Reprinted from us4.campaign-archive2.com
Greg Palast investigated vote suppression in the 2016 election for Rolling Stone. The film of his investigation, The Best Democracy Money Can Buy, was released by Cinema Libre Studios in September.
There's been so much complete nonsense since I first broke the news that the Green Party would file for a recount of the presidential vote, I am compelled to write a short guide to flush out the BS and get to just the facts, ma'am.
Clip from The Best Democracy Money Can Buy by Greg Palast
Nope, they're not hunting for Russian hackers
To begin with, the main work of the recount hasn't a damn thing to do with finding out if the software programs for the voting machines have been hacked, whether by Putin's agents or some guy in a cave flipping your vote from Hillary to The Donald.
The ballots in the electoral "dumpster"
The nasty little secret of US elections, is that we don't count all the votes.
In Wisconsin, Michigan and Pennsylvania--and all over America--there were a massive number of votes that were simply rejected, invalidated, and spoiled.

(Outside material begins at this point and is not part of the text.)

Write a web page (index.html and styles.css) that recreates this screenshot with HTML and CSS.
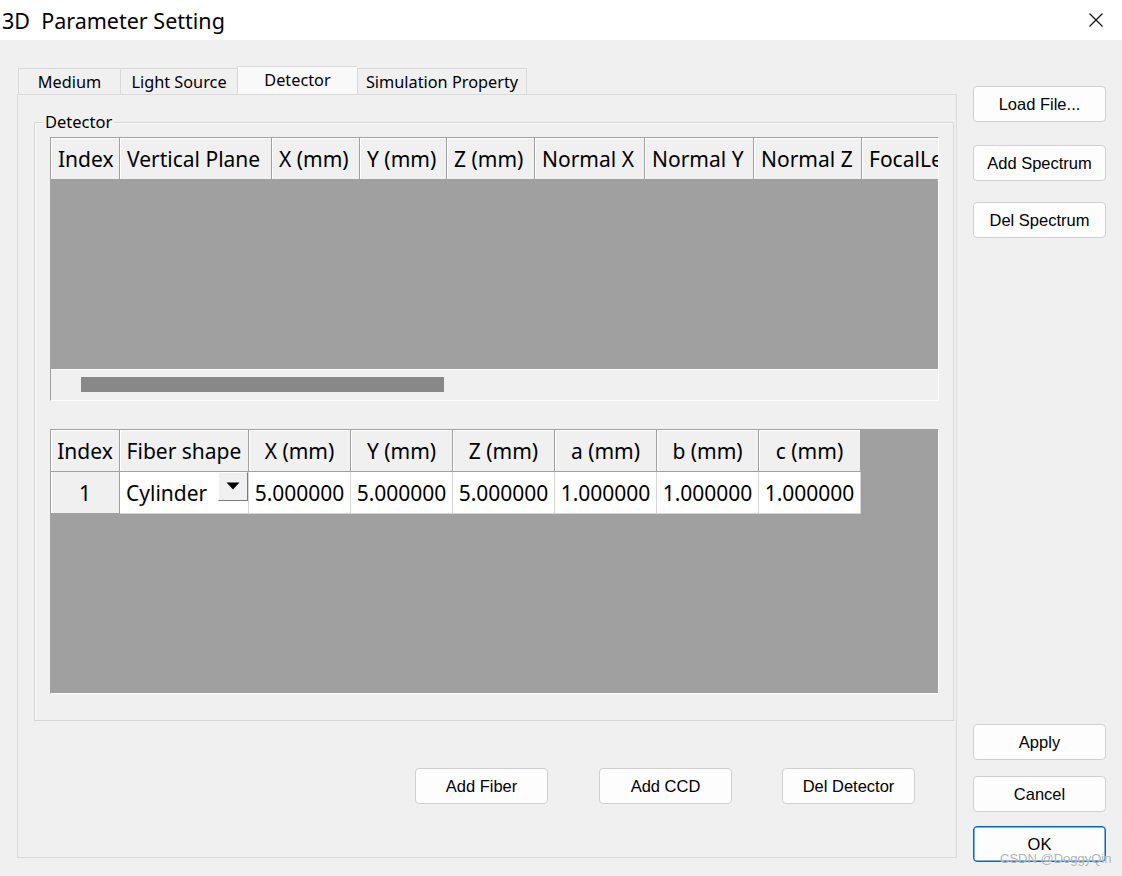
FILE: index.html
```html
<!DOCTYPE html>
<html>
<head>
<meta charset="utf-8">
<link rel="stylesheet" href="styles.css">
</head>
<body>
<div class="titlebar">
  <span class="title">3D&nbsp; Parameter Setting</span>
  <svg class="close" width="16" height="16" viewBox="0 0 16 16"><path d="M1.5 1.5 L14.5 14.5 M14.5 1.5 L1.5 14.5" stroke="#1a1a1a" stroke-width="1.3" fill="none"/></svg>
</div>
<div class="main">
  <div class="tabwidget">
    <div class="tabs">
      <div class="tab w-medium">Medium</div>
      <div class="tab w-light">Light Source</div>
      <div class="tab active w-det">Detector</div>
      <div class="tab w-sim">Simulation Property</div>
    </div>
    <div class="pane">
      <div class="group">
        <div class="group-title">Detector</div>
        <div class="grid grid1">
          <div class="hrow">
            <div class="hc l c-idx">Index</div>
            <div class="hc l c-vp">Vertical Plane</div>
            <div class="hc l c-x">X (mm)</div>
            <div class="hc l c-y">Y (mm)</div>
            <div class="hc l c-z">Z (mm)</div>
            <div class="hc l c-nx">Normal X</div>
            <div class="hc l c-ny">Normal Y</div>
            <div class="hc l c-nz">Normal Z</div>
            <div class="hc l c-fl">FocalLength</div>
          </div>
          <div class="gbody"></div>
          <div class="hscroll"><div class="handle"></div></div>
        </div>
        <div class="grid grid2">
          <div class="hrow">
            <div class="hc c-idx">Index</div>
            <div class="hc c-fs">Fiber shape</div>
            <div class="hc c-v">X (mm)</div>
            <div class="hc c-v">Y (mm)</div>
            <div class="hc c-v">Z (mm)</div>
            <div class="hc c-v">a (mm)</div>
            <div class="hc c-v">b (mm)</div>
            <div class="hc c-v">c (mm)</div>
          </div>
          <div class="drow">
            <div class="rh c-idx">1</div>
            <div class="dc c-fs combo"><span>Cylinder</span><span class="drop"><svg width="14" height="8" viewBox="0 0 14 8"><path d="M0.5 0.5 H13.5 L7 7.5 Z" fill="#000"/></svg></span></div>
            <div class="dc c-v">5.000000</div>
            <div class="dc c-v">5.000000</div>
            <div class="dc c-v">5.000000</div>
            <div class="dc c-v">1.000000</div>
            <div class="dc c-v">1.000000</div>
            <div class="dc c-v">1.000000</div>
          </div>
        </div>
      </div>
      <div class="actions">
        <button class="btn">Add Fiber</button>
        <button class="btn">Add CCD</button>
        <button class="btn">Del Detector</button>
      </div>
    </div>
  </div>
  <div class="side">
    <button class="btn">Load File...</button>
    <button class="btn s2">Add Spectrum</button>
    <button class="btn s3">Del Spectrum</button>
    <button class="btn s4">Apply</button>
    <button class="btn s5">Cancel</button>
    <button class="btn s6 default">OK</button>
  </div>
</div>
<div class="watermark">CSDN @DoggyQin</div>
</body>
</html>
```
FILE: styles.css
```css
* { box-sizing: border-box; margin: 0; padding: 0; }
html, body { width: 1122px; height: 876px; overflow: hidden; }
body {
  background: #f0f0f0;
  font-family: "Noto Sans", "Open Sans", sans-serif;
  color: #000;
  position: relative;
}
.titlebar {
  height: 40px;
  background: #fff;
  display: flex;
  align-items: center;
  justify-content: space-between;
}
.title { font-size: 21.5px; padding-left: 2px; }
.close { margin-right: 18px; margin-top: -1px; }

.main { display: flex; height: 836px; }

.tabwidget {
  margin-left: 17px;
  margin-top: 26px;
  width: 940px;
  display: flex;
  flex-direction: column;
}
.tabs { display: flex; align-items: flex-end; height: 28px; padding-left: 1px; }
.tab {
  height: 26px;
  border: 1px solid #dadada;
  border-bottom: none;
  border-right: none;
  font-size: 16.3px;
  display: flex;
  align-items: center;
  justify-content: center;
  background: #f0f0f0;
}
.tab:last-child { border-right: 1px solid #dadada; }
.tab.active { height: 28px; background: #f9f9f9; padding-bottom: 2px; }
.w-medium { width: 102px; }
.w-light { width: 117px; }
.w-det { width: 120px; }
.w-sim { width: 170px; }

.pane {
  height: 764px;
  border: 1px solid #dadada;
  background: #f0f0f0;
  display: flex;
  flex-direction: column;
}
.group {
  position: relative;
  margin-left: 16px;
  margin-top: 27px;
  width: 920px;
  height: 599px;
  border: 1px solid #d6d6d6;
  box-shadow: inset 1px 1px 0 #fbfbfb;
  padding: 14px 0 0 15px;
}
.group-title {
  position: absolute;
  top: -11px;
  left: 8px;
  padding: 0 2px;
  font-size: 16.5px;
  line-height: 20px;
  background: #f0f0f0;
}

.grid {
  width: 889px;
  border-top: 1px solid #a0a0a0;
  border-left: 1px solid #a0a0a0;
  border-right: 1px solid #fdfdfd;
  border-bottom: 1px solid #fdfdfd;
  background: #a0a0a0;
  display: flex;
  flex-direction: column;
  overflow: hidden;
}
.grid1 { height: 264px; }
.grid2 { height: 265px; margin-top: 28px; }

.hrow { display: flex; height: 42px; flex-shrink: 0; }
.hc {
  flex-shrink: 0;
  height: 42px;
  background: #f0f0f0;
  border-right: 1px solid #a0a0a0;
  border-bottom: 1px solid #a0a0a0;
  box-shadow: inset 1px 1px 0 #fff;
  font-size: 21px;
  line-height: 43px;
  white-space: nowrap;
  overflow: hidden;
  text-align: center;
}
.hc.l { text-align: left; padding-left: 7px; }
.grid1 .c-idx { width: 69px; }
.c-vp { width: 152px; }
.c-x { width: 88px; }
.c-y { width: 87px; }
.c-z { width: 88px; }
.c-nx { width: 110px; }
.c-ny { width: 109px; }
.c-nz { width: 108px; }
.c-fl { width: 140px; border-right: none; }

.gbody { flex: 1; background: #a0a0a0; }
.hscroll {
  height: 31px;
  flex-shrink: 0;
  background: #f0f0f0;
  border-top: 1px solid #fafafa;
  padding: 7px 0 0 30px;
}
.handle { width: 363px; height: 15px; background: #888; }

.grid2 .c-idx { width: 69px; }
.c-fs { width: 129px; }
.c-v { width: 102px; }
.drow { display: flex; height: 42px; flex-shrink: 0; }
.rh {
  flex-shrink: 0;
  background: #f0f0f0;
  border-right: 1px solid #a0a0a0;
  border-bottom: 1px solid #a0a0a0;
  box-shadow: inset 1px 0 0 #fff;
  font-size: 21px;
  line-height: 43px;
  text-align: center;
}
.dc {
  flex-shrink: 0;
  background: #fff;
  border-right: 1px solid #d4d4d4;
  border-bottom: 1px solid #d4d4d4;
  font-size: 21px;
  line-height: 43px;
  text-align: center;
  white-space: nowrap;
  overflow: hidden;
}
.combo {
  display: flex;
  justify-content: space-between;
  align-items: flex-start;
  text-align: left;
  padding-left: 6px;
}
.combo span:first-child { line-height: 43px; }
.drop {
  width: 30px;
  height: 29px;
  background: #f0f0f0;
  border-top: 1px solid #fff;
  border-left: 1px solid #fff;
  border-right: 1px solid #7a7a7a;
  border-bottom: 1px solid #7a7a7a;
  display: flex;
  justify-content: center;
  padding-top: 9px;
}

.btn {
  width: 133px;
  height: 36px;
  background: #fdfdfd;
  border: 1px solid #d0d0d0;
  border-radius: 4px;
  font-family: "Liberation Sans", Arial, sans-serif;
  font-size: 16.5px;
  color: #000;
  flex-shrink: 0;
}
.actions {
  display: flex;
  gap: 51px;
  margin-top: 47px;
  padding-left: 397px;
}
.actions .btn:nth-child(3) { margin-left: -1px; }

.side {
  margin-left: 16px;
  padding-top: 46px;
  display: flex;
  flex-direction: column;
}
.s2 { margin-top: 23px; }
.s3 { margin-top: 21px; }
.s4 { margin-top: 486px; }
.s5 { margin-top: 16px; }
.s6 { margin-top: 14px; }
.default { border: 1px solid #0067c0; box-shadow: inset 0 0 0 0.5px #0067c0; }

.watermark {
  position: absolute;
  left: 1000px;
  top: 851px;
  white-space: nowrap;
  font-family: "Liberation Sans", Arial, sans-serif;
  font-size: 13px;
  color: rgba(150, 150, 150, 0.75);
  text-shadow: 0 0 1px #fff;
}
```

They were simply, not counted. Officially, in a typical presidential election, at least three million votes end up rejected, often for picayune, absurd reasons.
So, as Robert Fitrakis, lead lawyer for the recount tells me, their first job is to pull the votes out of the electoral dumpster--and, one by one, make the case for counting a rejected provisional, absentee or "spoiled" ballot.
Spoiled: over-votes and under-votes
How does a vote spoil? Most fall in the categories of "over-votes" and "under-votes."
In Michigan, the Green team has found a whole lot of people who voted for TWO candidates for President. These are the "over-vote"--votes that will count for neither candidate.
How odd. While the schools in Detroit are not stellar, its graduates do know that they can only have one president.
Then, some folks didn't vote at all. They are the "under-voter."
But, Fitrakis and team suspect, many of these under- and over-voters meant to vote for a candidate but the robot reader couldn't understand their choice.
Here's how it happens. Voters in Michigan and Wisconsin fill in bubbles next to their choice. The cards, filled up with darkened bubbles for each race, are gathered and fed through an "optical scanner." These robotic eyeballs mess up all the time.
Are machines calibrated with a Republican or Democratic bias? No, that's not how it works. But just as poor areas get the worst schools and hospitals, they also get the worst voting machines.